** Start of Data lines **

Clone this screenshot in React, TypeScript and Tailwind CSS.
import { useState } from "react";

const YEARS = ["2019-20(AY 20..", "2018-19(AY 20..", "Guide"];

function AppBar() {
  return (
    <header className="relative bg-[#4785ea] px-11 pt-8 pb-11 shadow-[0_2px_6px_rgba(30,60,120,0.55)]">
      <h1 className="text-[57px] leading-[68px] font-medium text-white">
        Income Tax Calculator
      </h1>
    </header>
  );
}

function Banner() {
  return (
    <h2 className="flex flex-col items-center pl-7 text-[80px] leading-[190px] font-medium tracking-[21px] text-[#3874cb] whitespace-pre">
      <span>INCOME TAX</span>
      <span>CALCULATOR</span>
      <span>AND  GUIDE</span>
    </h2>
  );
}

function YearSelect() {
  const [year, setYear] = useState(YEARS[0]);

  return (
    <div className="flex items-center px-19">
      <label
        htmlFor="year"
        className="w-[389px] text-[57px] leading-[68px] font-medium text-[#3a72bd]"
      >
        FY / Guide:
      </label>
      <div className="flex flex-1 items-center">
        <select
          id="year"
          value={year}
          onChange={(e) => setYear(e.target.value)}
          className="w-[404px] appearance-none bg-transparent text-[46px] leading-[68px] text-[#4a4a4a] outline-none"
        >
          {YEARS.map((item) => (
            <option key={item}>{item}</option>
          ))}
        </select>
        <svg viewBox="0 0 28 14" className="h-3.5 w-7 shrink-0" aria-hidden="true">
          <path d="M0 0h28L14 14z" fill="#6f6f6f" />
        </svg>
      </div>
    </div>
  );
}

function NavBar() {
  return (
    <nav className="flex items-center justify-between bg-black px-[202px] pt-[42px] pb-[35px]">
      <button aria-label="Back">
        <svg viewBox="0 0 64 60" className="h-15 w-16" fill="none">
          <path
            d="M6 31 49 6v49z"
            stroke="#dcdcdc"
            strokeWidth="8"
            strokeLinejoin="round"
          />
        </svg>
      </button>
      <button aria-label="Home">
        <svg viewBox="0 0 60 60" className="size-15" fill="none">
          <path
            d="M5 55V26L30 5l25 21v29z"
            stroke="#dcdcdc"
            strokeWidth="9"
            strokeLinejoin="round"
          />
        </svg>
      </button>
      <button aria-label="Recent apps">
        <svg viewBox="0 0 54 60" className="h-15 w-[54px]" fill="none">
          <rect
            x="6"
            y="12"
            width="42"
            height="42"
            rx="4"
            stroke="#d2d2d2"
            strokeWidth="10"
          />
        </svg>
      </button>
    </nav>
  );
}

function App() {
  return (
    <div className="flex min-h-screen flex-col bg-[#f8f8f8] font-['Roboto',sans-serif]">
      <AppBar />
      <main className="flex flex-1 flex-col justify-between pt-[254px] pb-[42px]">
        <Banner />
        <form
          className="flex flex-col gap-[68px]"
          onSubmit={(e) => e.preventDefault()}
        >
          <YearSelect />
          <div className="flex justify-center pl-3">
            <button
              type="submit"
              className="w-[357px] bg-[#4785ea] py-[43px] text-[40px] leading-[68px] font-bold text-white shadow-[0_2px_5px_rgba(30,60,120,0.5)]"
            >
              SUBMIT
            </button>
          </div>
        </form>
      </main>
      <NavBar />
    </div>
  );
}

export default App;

** End of Data lines **

Output the listing above word for word.

Clone this screenshot in React, TypeScript and Tailwind CSS.
import { useState } from "react";

const YEARS = ["2019-20(AY 20..", "2018-19(AY 20..", "Guide"];

function AppBar() {
  return (
    <header className="relative bg-[#4785ea] px-11 pt-8 pb-11 shadow-[0_2px_6px_rgba(30,60,120,0.55)]">
      <h1 className="text-[57px] leading-[68px] font-medium text-white">
        Income Tax Calculator
      </h1>
    </header>
  );
}

function Banner() {
  return (
    <h2 className="flex flex-col items-center pl-7 text-[80px] leading-[190px] font-medium tracking-[21px] text-[#3874cb] whitespace-pre">
      <span>INCOME TAX</span>
      <span>CALCULATOR</span>
      <span>AND  GUIDE</span>
    </h2>
  );
}

function YearSelect() {
  const [year, setYear] = useState(YEARS[0]);

  return (
    <div className="flex items-center px-19">
      <label
        htmlFor="year"
        className="w-[389px] text-[57px] leading-[68px] font-medium text-[#3a72bd]"
      >
        FY / Guide:
      </label>
      <div className="flex flex-1 items-center">
        <select
          id="year"
          value={year}
          onChange={(e) => setYear(e.target.value)}
          className="w-[404px] appearance-none bg-transparent text-[46px] leading-[68px] text-[#4a4a4a] outline-none"
        >
          {YEARS.map((item) => (
            <option key={item}>{item}</option>
          ))}
        </select>
        <svg viewBox="0 0 28 14" className="h-3.5 w-7 shrink-0" aria-hidden="true">
          <path d="M0 0h28L14 14z" fill="#6f6f6f" />
        </svg>
      </div>
    </div>
  );
}

function NavBar() {
  return (
    <nav className="flex items-center justify-between bg-black px-[202px] pt-[42px] pb-[35px]">
      <button aria-label="Back">
        <svg viewBox="0 0 64 60" className="h-15 w-16" fill="none">
          <path
            d="M6 31 49 6v49z"
            stroke="#dcdcdc"
            strokeWidth="8"
            strokeLinejoin="round"
          />
        </svg>
      </button>
      <button aria-label="Home">
        <svg viewBox="0 0 60 60" className="size-15" fill="none">
          <path
            d="M5 55V26L30 5l25 21v29z"
            stroke="#dcdcdc"
            strokeWidth="9"
            strokeLinejoin="round"
          />
        </svg>
      </button>
      <button aria-label="Recent apps">
        <svg viewBox="0 0 54 60" className="h-15 w-[54px]" fill="none">
          <rect
            x="6"
            y="12"
            width="42"
            height="42"
            rx="4"
            stroke="#d2d2d2"
            strokeWidth="10"
          />
        </svg>
      </button>
    </nav>
  );
}

function App() {
  return (
    <div className="flex min-h-screen flex-col bg-[#f8f8f8] font-['Roboto',sans-serif]">
      <AppBar />
      <main className="flex flex-1 flex-col justify-between pt-[254px] pb-[42px]">
        <Banner />
        <form
          className="flex flex-col gap-[68px]"
          onSubmit={(e) => e.preventDefault()}
        >
          <YearSelect />
          <div className="flex justify-center pl-3">
            <button
              type="submit"
              className="w-[357px] bg-[#4785ea] py-[43px] text-[40px] leading-[68px] font-bold text-white shadow-[0_2px_5px_rgba(30,60,120,0.5)]"
            >
              SUBMIT
            </button>
          </div>
        </form>
      </main>
      <NavBar />
    </div>
  );
}

export default App;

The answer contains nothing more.